University of Texas at El Paso

Associate Professor of Computer Science with tenure
Assistant Professor

2011 – 2012 2006 – 2011

Co-Founded and led the Computer Science (CS) component of the National Science-Foundation Funded CyberShare Center of Excellence during the first five years of the center. The CS component was the center’s team connecting CS to Environmental Sciences, Earth Sciences, and Computational Sciences.    

Description:

  • Established the UTEP Trust Laboratory within the CyberShare Center and recruited 20+ graduate students and four staff members. The CS component introduced the use of semantic technologies, including RDF triple stores and SPARQL queries, to the students.
  • During the first two years of the center, it was more important to create a culture of properly using semantic technology within the group than to focus on software development.

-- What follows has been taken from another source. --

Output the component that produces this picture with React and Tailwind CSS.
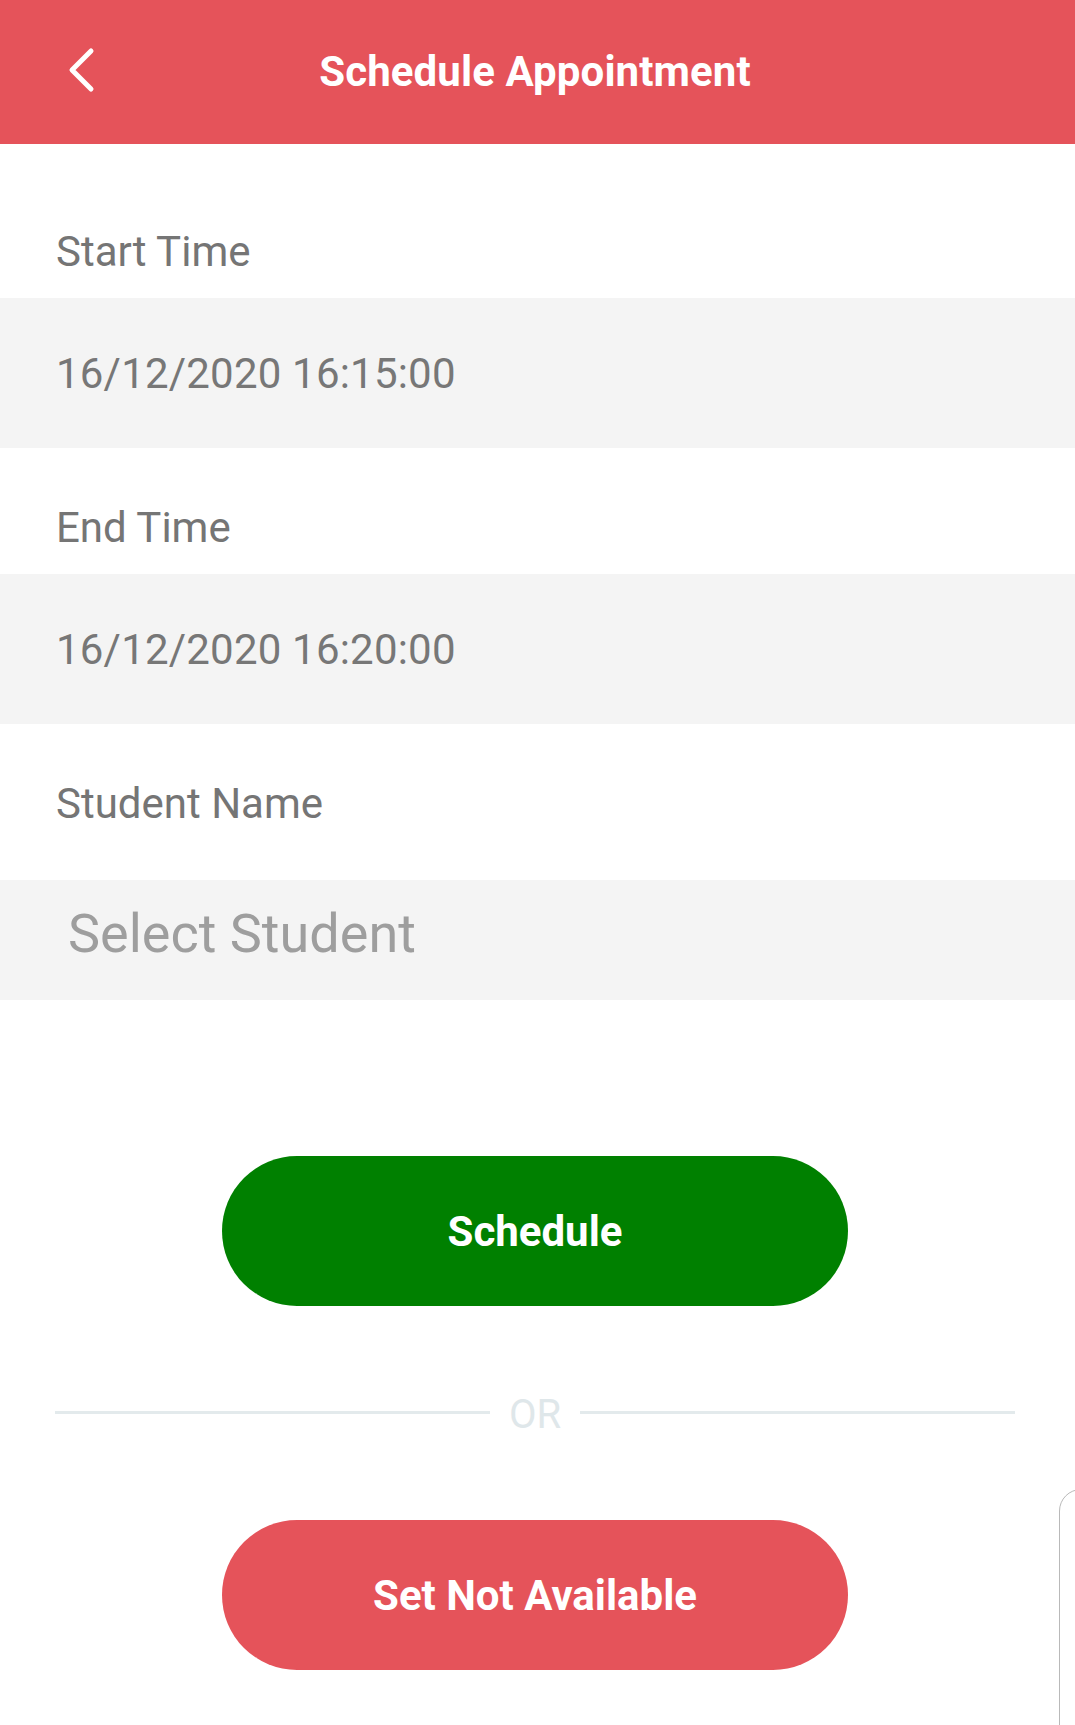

The required cultural change was accomplished through the development of many internal workshops and the introduction of semantic content into the regular Computer Science curriculum in courses like Databases, Software Engineering, and Information Integration.
  • The students were able to successfully develop a new generation of intelligent data management and provenance capture tools used by scientists in the following projects: National Science Foundation (NSF)-funded Geosciences Network (GEON) and EarthScope; internationally funded Circumartic Environmental Observatories Network (CEON); major research agencies such as the U.S. National Aeronautics and Space Agency (NASA), the U.S. National Center for Atmospheric Research (NCAR), and Australia’s Commonwealth Scientific and Industrial Research Organisation (CSIRO).

Stanford University

Postdoctoral Fellow

2002 – 2005

Co-Founded the Inference Web initiative, which is a foundation of W3C PROV standard for provenance interoperability. Designed and implemented the Inference Web infrastructure, including the Proof Markup Language (PML) API and the PML explanation component. Inference Web was the explanation component of DARPA’s Personal Assistant that Learns (PAL) Project and the Intelligence Advanced Research Projects Agency’s (IARPA’s) Novel Intelligence for Massive Data (NIMD) Project. Apple’s SIRI was a spin-off technology of the PAL Project (authored three publications with SIRI’s founders), and IBM’s Watson was a spin-off technology of NIMD Project (authored four publications with key IBM Watson’s program manager and the team lead).

COPASA-MG

Lead Data Manager
Sr. Software Engineer

1994 – 1998 1992 – 1994

Developed a simulation model that was used to predict the performance of a new system during the migration of more than 1.6 million lines of code, three months before the new system became operational. The predicted results identified performance issues that were fixed before the system migration. Planned and managed the first deployment of a large-scale Geographical Information System (twenty million customers) in a South America’s water utility company.